Cases are restricted so that the supercooled liquid water path is within the
range of 20 and 70 g m-2. (a) Cloud distributions are in
terms of cloud top temperature (CTT) and layer-maximum radar reflectivity
(ZL), a proxy for ice production. (b) Mean ZL of clouds as a
function of CTT. Distributions are normalized at each CTT bin. The bin sizes
for CTT and ZL are 1 ∘C and 1 dBZ, respectively.
Figure 3 shows the global, annual-average, mid-level mixed-phase stratiform
cloud ice production statistics. Figure 3a shows the cloud distributions in
terms of CTT and ZL for six latitude bands (northern and southern tropical, mid-latitudes and high latitudes) within the LWP range of 20 and
70 g m-2. Local peaks are seen in the ZL distributions at
∼-15 ∘C, which correspond to the fast-planar ice growth
regimes, and troughs are seen at -10 and -20 ∘C, corresponding
to the relatively slow isometric growth habit (Sulia and Harrington, 2011;
Zhang et al., 2014). Below -20 ∘C, ZL increases steadily as CTT
decreases, probably because of higher ice number concentrations at lower CTTs
(Zhang et al., 2014). At a given CTT, the ZL distribution has approximately
10 dBZ variations, which might be related to different environmental aerosol
loadings and/or cloud LWPs associated with each individual cloud.
Nevertheless, comparing different latitude bands, the northern latitude bands
statistically have larger ZL than their southern counterparts at a given CTT.
The northern mid- and high latitudes have the largest ZL values.

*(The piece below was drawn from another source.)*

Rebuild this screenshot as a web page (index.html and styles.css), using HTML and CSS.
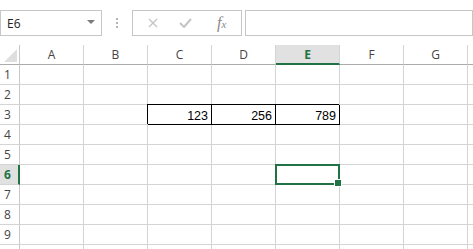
FILE: index.html
```html
<!DOCTYPE html>
<html lang="en">
<head>
    <meta charset="UTF-8">
    <meta name="viewport" content="width=device-width, initial-scale=1.0">
    <title>Book1 - Excel</title>
    <link rel="stylesheet" href="styles.css">
</head>
<body>
    <div class="formula-bar">
        <div class="name-box">
            <span>E6</span>
            <span class="arrow"></span>
        </div>
        <div class="grip"><i></i><i></i><i></i></div>
        <div class="fx-box">
            <svg class="icon-x" width="10" height="10" viewBox="0 0 10 10">
                <path d="M1 1 L9 9 M9 1 L1 9" stroke="#c4c4c4" stroke-width="1.3" fill="none"/>
            </svg>
            <svg class="icon-check" width="13" height="10" viewBox="0 0 13 10">
                <path d="M1 5 L5 9 L12 1" stroke="#c4c4c4" stroke-width="2" fill="none"/>
            </svg>
            <span class="fx">f<sub>x</sub></span>
        </div>
        <div class="formula-input"></div>
    </div>

    <div class="sheet">
        <div class="corner"></div>
        <div class="col">A</div><div class="col">B</div><div class="col">C</div><div class="col">D</div>
        <div class="col active">E</div><div class="col">F</div><div class="col">G</div><div class="col"></div>

        <div class="row">1</div>
        <div class="cell"></div><div class="cell"></div><div class="cell"></div><div class="cell"></div>
        <div class="cell"></div><div class="cell"></div><div class="cell"></div><div class="cell"></div>

        <div class="row">2</div>
        <div class="cell"></div><div class="cell"></div><div class="cell"></div><div class="cell"></div>
        <div class="cell"></div><div class="cell"></div><div class="cell"></div><div class="cell"></div>

        <div class="row">3</div>
        <div class="cell"></div><div class="cell"></div>
        <div class="cell num boxed">123</div><div class="cell num boxed">256</div><div class="cell num boxed">789</div>
        <div class="cell"></div><div class="cell"></div><div class="cell"></div>

        <div class="row">4</div>
        <div class="cell"></div><div class="cell"></div><div class="cell"></div><div class="cell"></div>
        <div class="cell"></div><div class="cell"></div><div class="cell"></div><div class="cell"></div>

        <div class="row">5</div>
        <div class="cell"></div><div class="cell"></div><div class="cell"></div><div class="cell"></div>
        <div class="cell"></div><div class="cell"></div><div class="cell"></div><div class="cell"></div>

        <div class="row active">6</div>
        <div class="cell"></div><div class="cell"></div><div class="cell"></div><div class="cell"></div>
        <div class="cell selected"></div><div class="cell"></div><div class="cell"></div><div class="cell"></div>

        <div class="row">7</div>
        <div class="cell"></div><div class="cell"></div><div class="cell"></div><div class="cell"></div>
        <div class="cell"></div><div class="cell"></div><div class="cell"></div><div class="cell"></div>

        <div class="row">8</div>
        <div class="cell"></div><div class="cell"></div><div class="cell"></div><div class="cell"></div>
        <div class="cell"></div><div class="cell"></div><div class="cell"></div><div class="cell"></div>

        <div class="row">9</div>
        <div class="cell"></div><div class="cell"></div><div class="cell"></div><div class="cell"></div>
        <div class="cell"></div><div class="cell"></div><div class="cell"></div><div class="cell"></div>

        <div class="row"></div>
        <div class="cell"></div><div class="cell"></div><div class="cell"></div><div class="cell"></div>
        <div class="cell"></div><div class="cell"></div><div class="cell"></div><div class="cell"></div>
    </div>
</body>
</html>
```

FILE: styles.css
```css
*{
    margin: 0px;
    padding: 0px;
    box-sizing: border-box;
}
body{
    background: #fff;
    font-family: "Open Sans", "Liberation Sans", sans-serif;
    width: 473px;
    height: 249px;
    overflow: hidden;
}

/* formula bar */
.formula-bar{
    display: flex;
    align-items: flex-start;
    height: 45px;
    padding-top: 10px;
}
.name-box{
    width: 102px;
    height: 26px;
    border: 1px solid #c6c6c6;
    display: flex;
    align-items: center;
    justify-content: space-between;
    padding: 0 6px 0 6px;
    font-size: 12px;
    color: #222;
}
.arrow{
    width: 0;
    height: 0;
    border-left: 4px solid transparent;
    border-right: 4px solid transparent;
    border-top: 4px solid #7a7a7a;
    margin-top: -2px;
}
.grip{
    width: 30px;
    display: flex;
    flex-direction: column;
    align-items: center;
    gap: 2px;
    padding-top: 8px;
}
.grip i{
    display: block;
    width: 2px;
    height: 2px;
    background: #b4b4b4;
}
.fx-box{
    width: 110px;
    height: 26px;
    border: 1px solid #c6c6c6;
    display: flex;
    align-items: center;
    padding-left: 15px;
}
.icon-check{
    margin-left: 21px;
}
.fx{
    margin-left: 25px;
    font-family: "Liberation Serif", serif;
    font-style: italic;
    font-size: 16px;
    color: #8a8a8a;
    line-height: 1;
}
.fx sub{
    font-size: 11px;
    vertical-align: 0;
}
.formula-input{
    flex: 1;
    margin-left: 3px;
    height: 26px;
    border: 1px solid #c6c6c6;
}

/* grid */
.sheet{
    display: grid;
    grid-template-columns: 20px repeat(8, 64px);
    grid-auto-rows: 20px;
    color: #444;
}
.corner{
    position: relative;
    border-right: 1px solid #c8c8c8;
    border-bottom: 1px solid #ababab;
}
.corner::after{
    content: "";
    position: absolute;
    right: 2px;
    bottom: 2px;
    border-left: 13px solid transparent;
    border-bottom: 13px solid #dfdfdf;
}
.col{
    border-right: 1px solid #d4d4d4;
    border-bottom: 1px solid #ababab;
    text-align: center;
    font-size: 12px;
    line-height: 19px;
}
.col.active{
    background: #e1e1e1;
    color: #217346;
    font-weight: bold;
    border-bottom: 2px solid #217346;
}
.row{
    border-right: 1px solid #c8c8c8;
    border-bottom: 1px solid #d4d4d4;
    font-size: 12px;
    line-height: 20px;
    padding-left: 4px;
}
.row.active{
    background: #e1e1e1;
    color: #217346;
    font-weight: bold;
    border-right: 2px solid #217346;
}
.cell{
    border-right: 1px solid #d4d4d4;
    border-bottom: 1px solid #d4d4d4;
}
.num{
    font-family: "Liberation Sans", Arial, sans-serif;
    font-size: 12.5px;
    line-height: 20px;
    padding-top: 1px;
    padding-right: 3px;
    text-align: right;
    color: #000;
}
.boxed{
    border-right-color: #000;
    border-bottom-color: #000;
    box-shadow: -1px -1px 0 #000;
}
.selected{
    position: relative;
    z-index: 1;
}
.selected::before{
    content: "";
    position: absolute;
    top: -1px;
    left: -1px;
    right: -1px;
    bottom: -1px;
    border: 2px solid #217346;
}
.selected::after{
    content: "";
    position: absolute;
    right: -3px;
    bottom: -3px;
    width: 6px;
    height: 6px;
    background: #217346;
    border: 1px solid #fff;
}
```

A complementary way to view the latitudinal dependence of the cloud
properties is given in Fig. 3b, which presents the mean ZL of mid-level
stratiform mixed-phase clouds as a function of CTT for the narrow LWP range.
Due to potential drizzle contributions to Ze measurements at relatively
warm CTTs, the mean ZL is only calculated for clouds with CTT lower than
-10 ∘C (Rasmussen et al., 2002; Zhang et al., 2017). Using mean ZL
differences, we can quantitatively estimate ice concentration variations in
mid-level stratiform clouds under similar cloud conditions in terms of CTT
and LWP, similar to that presented in Zhang et al. (2012). From Fig. 3b, the
northern mid- and high latitudes have the largest mean ZL, while the southern
low-latitude band has the smallest values. Consistent with the cloud
distribution statistics in Fig. 3a, Northern Hemisphere latitude bands have
larger mean ZL at a given CTT than their counterparts in the Southern Hemisphere.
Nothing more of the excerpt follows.